Eventually, Margaret emerged with something close to a smile, the first and only one I ever saw. I kept my promise and never dropped her again. With practice, I was eventually able to lift her quite easily and parade her around the living room. When I did this, Margaret, who when my parents
were around was a virtual mute with a sullen air, transformed into a giggly Irish schoolgirl with a crush.

“O, Jesus, Mary, and Joseph, but the lad is strong! How does he do it—how? Feel that arm, will ya'? How can he carry such a heavy load as meself? And how old are you now?”

“I'm eleven, Margaret,” I announced proudly, trying to prevent her from noticing the peculiar wet stain near the fly of my pajamas.

“Strong as an ox is he! Let me feel that muscle.” And I'd lift her again, and while I held her aloft, she'd press her fingers down on my skinny arm, following the slight curve of the bicep. Again that funny, indescribable tickling feeling came upon me, after which I had to suddenly set her down.

Before too many months had passed, I could carry Margaret in a single arm, as she quietly moaned and ruffled my hair with her fingers. “My Gawd, he did it! Look at him; look at what he did with just a single arm! Put me down, oh, please put me down now!” But I didn't put her down, and I knew she didn't want me to.

When I finally set her down as gently as possible on the couch, we both collapsed red-faced and sweating in front of the TV, my little circumcised dart of a penis struggling to free itself. What did that mean? I didn't have any idea, and Margaret either didn't notice, or pretended not to. Afterwards, Margaret brought me fudge and cold milk. She never ate with me, of course, but I did notice she watched me chew and swallow every bite. I wondered if Margaret had children back in Ireland, but never asked. After I had eaten my fill and could walk again, I brought her my Dad's cigarette box with the Empire State Building printed on it, and she took a single one of his Kents and poured herself a thimble-full of J&B with no ice. Afterwards, she took the glass and my father's Stork Club ashtray, and washed and replaced them both exactly where they had been. When my parents returned from their party or dancing, Margaret limped back to the fetid Maid's Room and turned back into her sad, mute, surly self again.

Although she never used her Master's in Education from Columbia to teach, my mother was always interested in childhood education, especially
what she called “The Gifted.” Obviously, she claimed that my brother and I were gifted, and read us stories from Dickens and Shakespeare at a very early age. She exaggerated our every accomplishment, however pedestrian. In time, she believed her own hyperboles, including a story that, upon seeing
Peter Pan
I speculated aloud whether Tinker Bell would be represented by an actor or just a beam of light. Or that when I had my I.Q. tested, I asked the administrator why she had dumped out the pile of blocks if all she wanted me to do was put them back. Most impressive of all, she insisted to everyone that I had miraculously toilet-trained myself at six months, and brooked no contradiction or discussion on this crucial point.
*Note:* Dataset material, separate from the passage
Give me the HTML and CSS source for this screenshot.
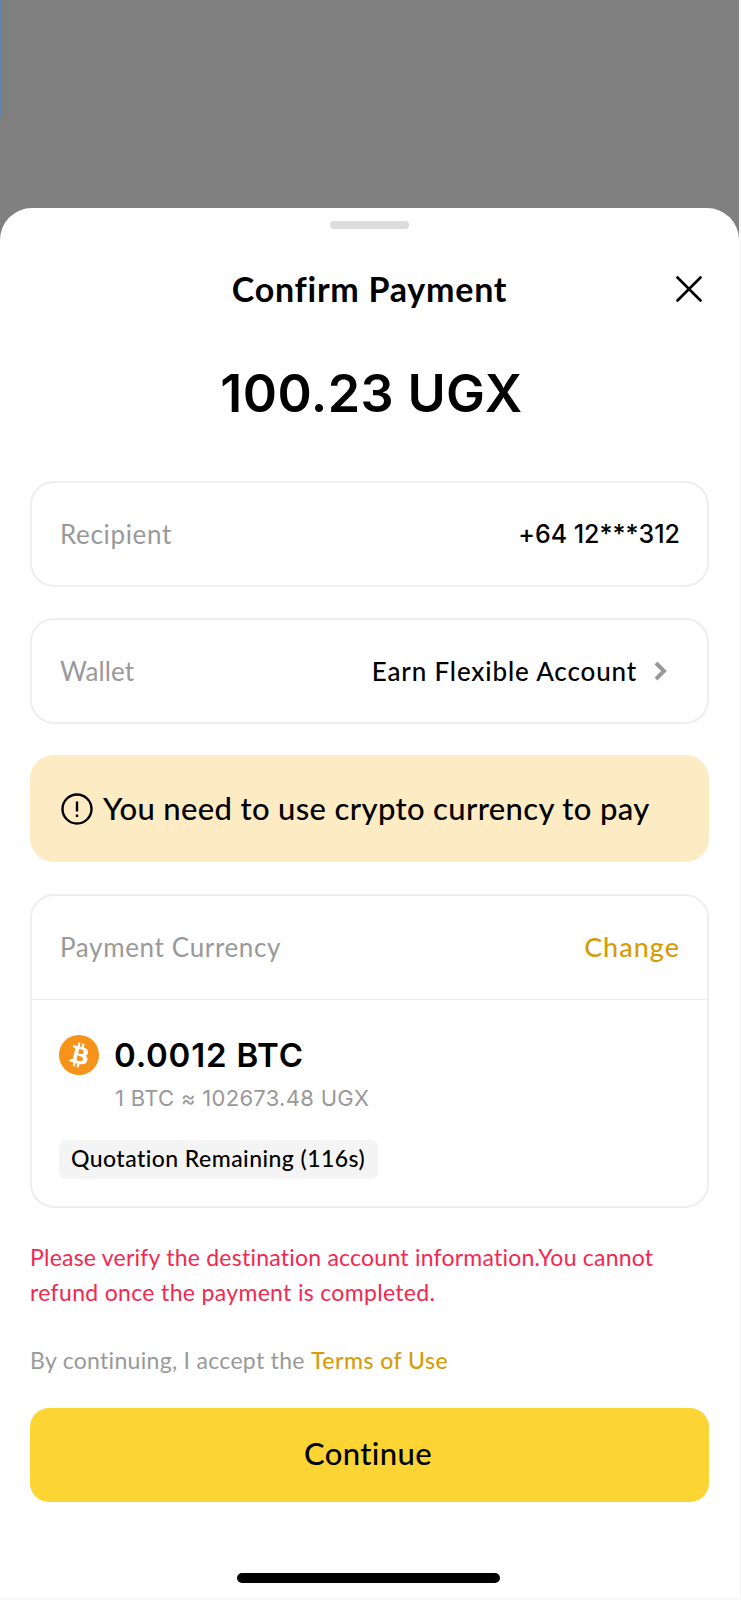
FILE: index.html
```html
<!DOCTYPE html>
<html lang="en">
<head>
<meta charset="utf-8">
<title>Confirm Payment</title>
<link rel="stylesheet" href="styles.css">
</head>
<body>
<div class="screen">
  <main class="sheet">
    <div class="handle"></div>
    <header class="header">
      <h1 class="title">Confirm Payment</h1>
      <svg class="close" viewBox="0 0 26 26"><path d="M1.5 1.5 24.5 24.5M24.5 1.5 1.5 24.5"/></svg>
    </header>
    <div class="amount">100.23 UGX</div>
    <section class="card row">
      <span class="label">Recipient</span>
      <span class="value phone">+64 12***312</span>
    </section>
    <section class="card row">
      <span class="label wallet">Wallet</span>
      <span class="value account">Earn Flexible Account<svg class="chevron" viewBox="0 0 14 20"><path d="M2 2 10 10 2 18"/></svg></span>
    </section>
    <section class="notice">
      <svg class="info" viewBox="0 0 32 32"><circle cx="16" cy="16" r="14.5"/><path d="M16 8.5v10M16 21.5v2.5"/></svg>
      <span>You need to use crypto currency to pay</span>
    </section>
    <section class="card currency">
      <div class="row currency-head">
        <span class="label">Payment Currency</span>
        <a class="change">Change</a>
      </div>
      <div class="quote">
        <svg class="coin" viewBox="0 0 32 32"><circle cx="16" cy="16" r="16" fill="#f7931a"/><path fill="#fff" d="M23.19 14.02c.31-2.1-1.29-3.23-3.48-3.98l.71-2.85-1.73-.43-.69 2.77c-.46-.11-.92-.22-1.39-.33l.7-2.79-1.73-.43-.71 2.84c-.38-.09-.75-.17-1.1-.26l-2.4-.6-.46 1.85s1.29.3 1.26.32c.7.17.83.64.8 1.01l-1.96 7.87c-.08.21-.3.53-.79.41.02.03-1.26-.31-1.26-.31l-.86 1.98 2.26.57c.42.1.83.21 1.24.32l-.72 2.88 1.73.43.71-2.85c.47.13.93.25 1.38.36l-.71 2.84 1.73.43.72-2.88c2.95.56 5.17.33 6.1-2.34.75-2.15-.04-3.39-1.59-4.2 1.13-.26 1.98-1 2.21-2.53zm-3.96 5.54c-.53 2.15-4.15.99-5.32.69l.95-3.8c1.17.29 4.93.87 4.37 3.11zm.54-5.57c-.49 1.95-3.49.96-4.47.72l.86-3.45c.98.24 4.12.7 3.61 2.73z"/></svg>
        <div>
          <div class="crypto">0.0012 BTC</div>
          <div class="rate">1 BTC ≈ 102673.48 UGX</div>
        </div>
      </div>
      <div class="chip">Quotation Remaining (116s)</div>
    </section>
    <p class="warning">Please verify the destination account information.You cannot <span class="warning-end">refund once the payment is completed.</span></p>
    <p class="terms">By continuing, I accept the <a class="link">Terms of Use</a></p>
    <button class="continue">Continue</button>
    <div class="home"></div>
  </main>
</div>
</body>
</html>
```
FILE: styles.css
```css
* { box-sizing: border-box; }
body { margin: 0; font-family: Lato, "Open Sans", sans-serif; font-variant-ligatures: none; color: #000; background: #f9f9f9; }
h1, p { margin: 0; font-weight: inherit; }
.screen { height: 1600px; padding: 208px 3px 2px 0; background: linear-gradient(#5d82ad, #5d82ad) 0 0 / 1px 118px no-repeat, linear-gradient(#808080, #808080) 0 0 / 739px 250px no-repeat, #f9f9f9; }
.sheet { width: 739px; height: 1390px; padding: 13px 30px 0; display: flex; flex-direction: column; background: #fff; border-radius: 32px 32px 0 0; }
.handle { flex: none; width: 79px; height: 8px; margin: 0 auto; border-radius: 4px; background: #dcdcdc; }
.header { flex: none; display: grid; grid-template-columns: 1fr auto 1fr; align-items: center; height: 50px; margin-top: 35px; }
.title { grid-column: 2; font-size: 34px; font-weight: 700; line-height: 50px; letter-spacing: .75px; }
.close { justify-self: end; width: 26px; height: 26px; margin: 0 7px 0 0; fill: none; stroke: #000; stroke-width: 2.6; stroke-linecap: round; }
.amount { flex: none; height: 64px; margin-top: 48px; padding-left: 4px; text-align: center; font: 600 52px/64px Inter, sans-serif; letter-spacing: .4px; }
.card { flex: none; border: 2px solid #eee; border-radius: 24px; }
.row { display: flex; align-items: center; justify-content: space-between; height: 106px; padding: 0 28px; font-size: 26px; }
.amount + .card { margin-top: 55px; }
.card + .card { margin-top: 31px; }
.label { color: #999; letter-spacing: .65px; }
.wallet { letter-spacing: .1px; }
.value { font-weight: 500; letter-spacing: .85px; }
.phone { margin-right: -1px; font-family: Inter, sans-serif; font-size: 25px; letter-spacing: 0; }
.account { display: flex; align-items: center; margin-right: -1px; }
.chevron { width: 14px; height: 20px; margin: 0 12px 0 17px; fill: none; stroke: #999; stroke-width: 4; }
.notice { flex: none; display: flex; align-items: center; height: 107px; margin: 31px 0 32px; padding: 0 0 0 31px; gap: 10px; border-radius: 24px; background: #fcebc3; font-size: 31px; font-weight: 500; letter-spacing: .35px; }
.notice span { margin-top: -2px; }
.info { width: 32px; height: 32px; fill: none; stroke: #000; stroke-width: 2.4; }
.currency { height: 314px; }
.currency-head { height: 104px; border-bottom: 1px solid #ececec; }
.currency-head > * { margin-top: -2px; }
.change, .link { color: #d69c08; font-weight: 500; letter-spacing: .5px; }
.change { font-size: 27px; letter-spacing: 1px; margin-right: -1px; }
.quote { display: flex; padding: 35px 0 0 27px; gap: 15px; }
.coin { width: 40px; height: 40px; }
.crypto { height: 40px; font: 600 33px/40px Inter, sans-serif; letter-spacing: .8px; }
.rate { height: 32px; margin-top: 7px; padding-left: 1px; color: #999; font: 400 22px/32px Inter, sans-serif; letter-spacing: .3px; }
.chip { width: 319px; height: 39px; margin: 26px 0 0 27px; padding-left: 12px; border-radius: 7px; background: #f4f4f4; font-size: 23px; font-weight: 500; line-height: 37px; letter-spacing: .45px; }
.warning { flex: none; height: 70px; margin-top: 32px; color: #f5274f; font-size: 23px; line-height: 35px; letter-spacing: .23px; }
.warning-end { letter-spacing: .33px; }
.terms { flex: none; height: 34px; margin-top: 33px; color: #999; font-size: 23px; line-height: 34px; letter-spacing: .3px; }
.continue { flex: none; height: 94px; margin-top: 31px; padding: 0 3px 3px 0; border: 0; border-radius: 19px; background: #fcd434; color: #000; font: 500 31px/91px Lato, sans-serif; letter-spacing: .4px; }
.home { flex: none; align-self: center; width: 263px; height: 10px; margin: 71px 2px 0 0; border-radius: 5px; background: #000; }
```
She even took me to audition for
The Quiz Kids
television program as a child. Although I was eliminated in the second round of auditions and never appeared on the program, my mother told people it was because the interviewer didn't understand the word “paleontologist,” which is what I had told them I wanted to be when I grew up. The ignoramus, she said, kept me off the show out of spite. Over time, she embellished the story so much that she said I actually
did
make an appearance and would have won thousands had the host realized that my claim that diplodocus—not brontosaurus—was the largest dinosaur was indeed accurate. I listened to Mom explain this to her friends, claiming that because the diplodocus was the
longer
dinosaur, I was justified in my answer even though brontosaurus was the heavier of the two. Of course, the moderator was simply too ill informed to know about this distinction between diplodocus and brontosaurus. For this reason, I had been unfairly cheated out of the fame and fortune which were rightfully mine.

I was present when she unfurled the story of my magnificence to Dr. Florence Brumbaugh, then principal of the Hunter College Elementary School, and author of several books on gifted children. She insisted I skip first grade, claiming I was reading at a third grade level. Since my mother had actually graduated high school by the age of fourteen, it was hardly surprising to her that I must skip a grade as well. The point of insisting on my supposed gifts was, of course, to shed light on her own. Perhaps we are all guilty of this—often to the detriment of our children. In my case, however, since I never believed in my own “giftedness,” her assertions had the strangely perverse result of making me want to fail.